It has happened again. A freelancer for Wired News, an online publication affiliated with Wired Magazine, has has quotes from dozens of people that can not be confirmed. Michelle Delio was a frequent contributor to the service, has had all of her stories appended to recognize the fact. Editor and Publisher reports that Technology Review Magazine has retracted 2 articles already by Delio and has found significant problems with other stories.
Wired News has put out a story asking for anyone quoted in these stories to step forward. The company is going the extra mile to maintain their credibility and this is to be commended. But Delio is acting as if it is a witch hunt and she is being attacked.

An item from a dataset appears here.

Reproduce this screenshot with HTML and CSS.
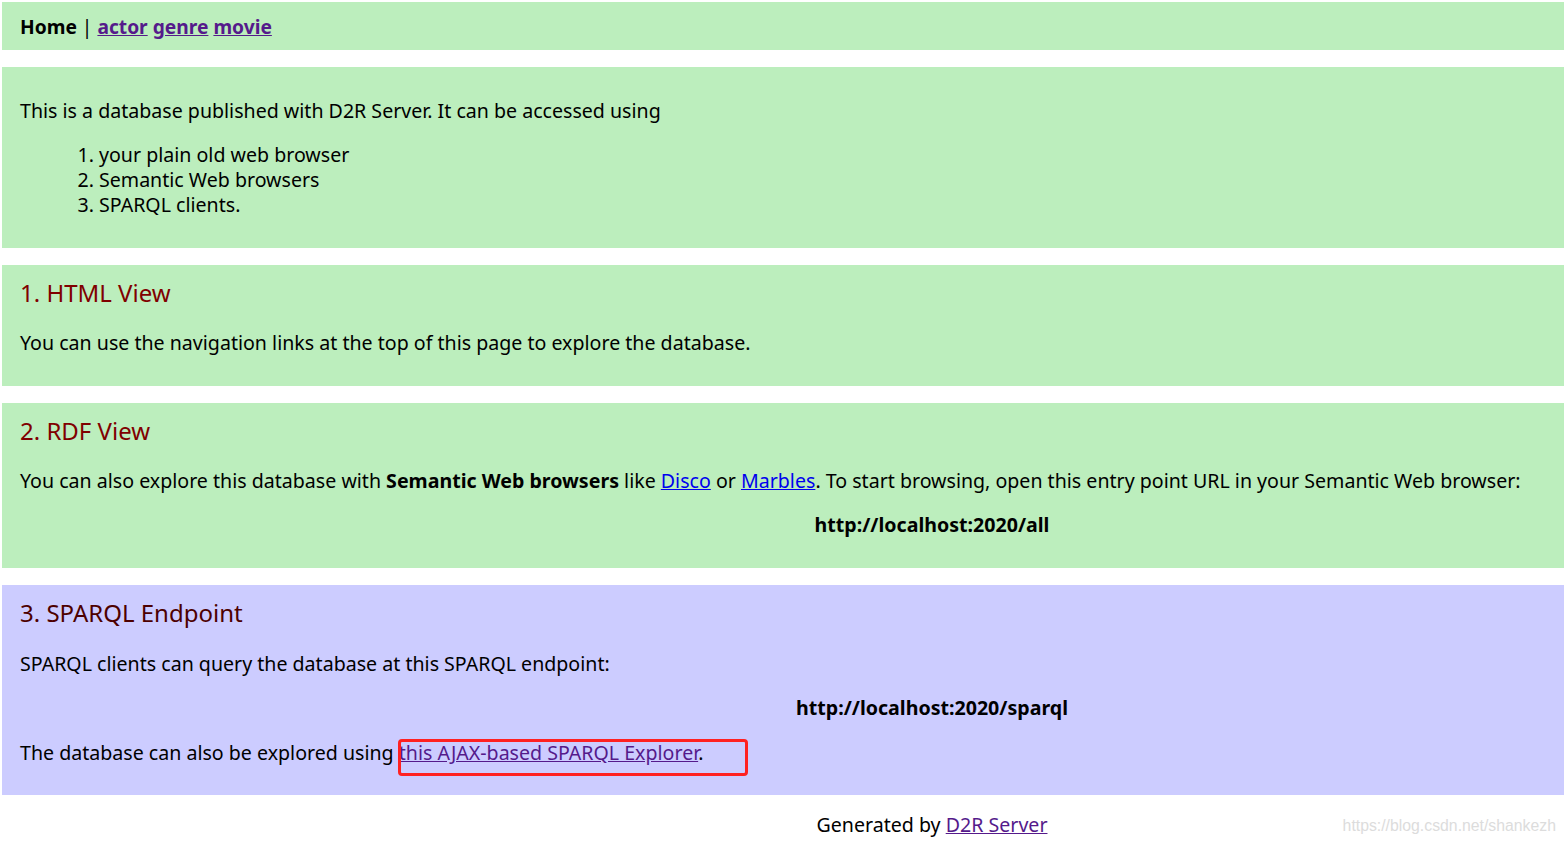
FILE: index.html
```html
<!DOCTYPE html>
<html lang="en">
<head>
    <meta charset="UTF-8">
    <title>D2R Server</title>
    <link rel="stylesheet" href="styles.css">
</head>
<body>
    <div class="topbar">
        <strong>Home</strong> | <a href="#" class="visited">actor</a> <a href="#" class="visited">genre</a> <a href="#" class="visited">movie</a>
    </div>

    <div class="section intro">
        <p class="first">This is a database published with D2R Server. It can be accessed using</p>
        <ol>
            <li>your plain old web browser</li>
            <li>Semantic Web browsers</li>
            <li>SPARQL clients.</li>
        </ol>
    </div>

    <div class="section">
        <h2>1. HTML View</h2>
        <p>You can use the navigation links at the top of this page to explore the database.</p>
    </div>

    <div class="section">
        <h2>2. RDF View</h2>
        <p>You can also explore this database with <strong>Semantic Web browsers</strong> like <a href="#">Disco</a> or <a href="#">Marbles</a>. To start browsing, open this entry point URL in your Semantic Web browser:</p>
        <p class="url">http://localhost:2020/all</p>
    </div>

    <div class="section sparql">
        <h2>3. SPARQL Endpoint</h2>
        <p>SPARQL clients can query the database at this SPARQL endpoint:</p>
        <p class="url">http://localhost:2020/sparql</p>
        <p>The database can also be explored using <span class="marked"><a href="#" class="visited">this AJAX-based SPARQL Explorer</a>.</span></p>
    </div>

    <div class="footer">
        Generated by <a href="#" class="visited">D2R Server</a>
        <span class="watermark">https://blog.csdn.net/shankezh</span>
    </div>
</body>
</html>
```

FILE: styles.css
```css
body {
    margin: 2px 0 0 2px;
    font-family: "Noto Sans", "Open Sans", sans-serif;
    font-size: 19.6px;
    line-height: 25px;
    color: #000;
    background: #fff;
}
a { color: #0000ee; }
a.visited { color: #551a8b; }

.topbar {
    background: #bceebd;
    height: 48px;
    line-height: 50px;
    padding: 0 18px;
    font-size: 19.2px;
    margin-bottom: 17px;
}
.topbar strong { color: #000; }
.topbar a { font-weight: bold; }

.section {
    background: #bceebd;
    padding: 12px 18px 12px;
    margin-bottom: 17px;
}
.section.sparql {
    background: #ccccff;
    padding-bottom: 11px;
    margin-bottom: 0;
}
.section h2 {
    margin: 0 0 21px;
    font-size: 24px;
    line-height: 32px;
    font-weight: normal;
    color: #800000;
}
.section.sparql h2 {
    margin-bottom: 22px;
    color: #4d0000;
}
.section p {
    margin: 0 0 19px;
}
.intro p.first { margin-top: 19px; }
.intro ol {
    margin: 0 0 19px;
    padding-left: 79px;
}
.section p.url {
    font-weight: bold;
    text-align: center;
    padding-left: 298px;
}
.section p.url + p { margin-top: 20px; }

.marked { position: relative; }
.marked::after {
    content: "";
    position: absolute;
    left: -1px;
    right: -45px;
    top: 0;
    height: 31px;
    border: 3px solid #ff2121;
    border-radius: 4px;
}

.footer {
    position: relative;
    text-align: center;
    padding: 17px 0 0 298px;
    line-height: 25px;
}
.watermark {
    position: absolute;
    right: 8px;
    top: 18px;
    font-family: "Liberation Sans", Arial, sans-serif;
    font-size: 15.8px;
    color: #dcdcdc;
}
```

Delio responded by email to Wired News “I don’t understand why my credibility and career is now hanging solely on finding minor sources that contributed color quotes to stories I filed months and years ago,” she wrote. Delio said that among hundreds of articles she wrote for the organization, there “isn’t one story that contains fabricated news.”
Let me tell Ms Delio why this is important. If the stories could stand on the facts that she presented on their own, she would not need to fabricate quotes. Instead, she had weak stories that needed that extra pop. Instead of doing the legwork necessary to find them, she went the easy route, she made it up. So now there is this surprised writer out there that is confused and scared because nobody trusts her.

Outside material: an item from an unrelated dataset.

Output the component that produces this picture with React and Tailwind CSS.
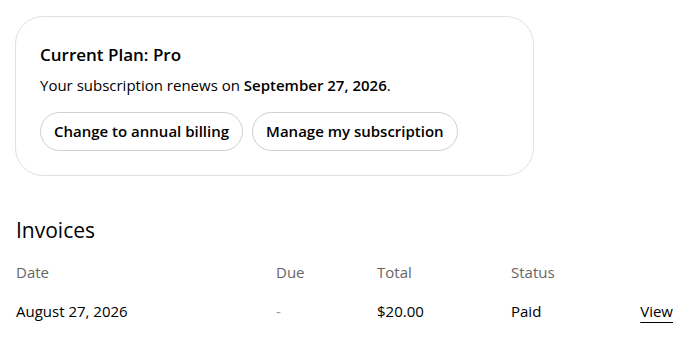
export default function App() {
  return (
    <div className="min-h-screen bg-white py-4 pl-[15px] pr-4 text-black" style={{ fontFamily: '"Open Sans", "Noto Sans", sans-serif' }}>
      <section className="w-[519px] rounded-[28px] border border-[#e1e1e1] px-6 pt-6 pb-6">
        <h2 className="text-[17px] font-semibold leading-[28px]">Current Plan: Pro</h2>
        <p className="mt-[4px] text-[15px] leading-[24px]">
          Your subscription renews on <span className="font-semibold">September 27, 2026</span>.
        </p>
        <div className="mt-[15px] flex gap-[9px]">
          <button className="h-[39px] rounded-full border border-[#cfcfcf] px-[13px] text-[15px] font-semibold">
            Change to annual billing
          </button>
          <button className="h-[39px] rounded-full border border-[#cfcfcf] px-[13px] text-[15px] font-semibold">
            Manage my subscription
          </button>
        </div>
      </section>

      <h2 className="mt-[39px] pl-px text-[21px] leading-[30px]">Invoices</h2>
      <div className="mt-[8px] grid grid-cols-[260px_101px_134px_1fr_auto] pl-px pr-px text-[15px]">
        <div className="py-2 text-[#666]">Date</div>
        <div className="py-2 text-[#666]">Due</div>
        <div className="py-2 text-[#666]">Total</div>
        <div className="py-2 text-[#666]">Status</div>
        <div className="py-2" />
        <div className="py-2">August 27, 2026</div>
        <div className="py-2 text-[#999]">-</div>
        <div className="py-2">$20.00</div>
        <div className="py-2">Paid</div>
        <div className="py-2">
          <a href="#" className="underline underline-offset-[5px]">View</a>
        </div>
      </div>
    </div>
  )
}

Well, Ms Delio, you had our trust and abused it. Is that blunt enough for you. People read your material and made decisions on it. They invested their hard earned money on your advice. They are now questioning their decisions because they do not know if they made the right decision.
And that is wrong. You forget in the newsroom it is all theory but in the real world it is dinner on the table and a roof over someone’s head. If Wired News does not throw the book at you, then why should their readers trust them.
It is very simple in those terms.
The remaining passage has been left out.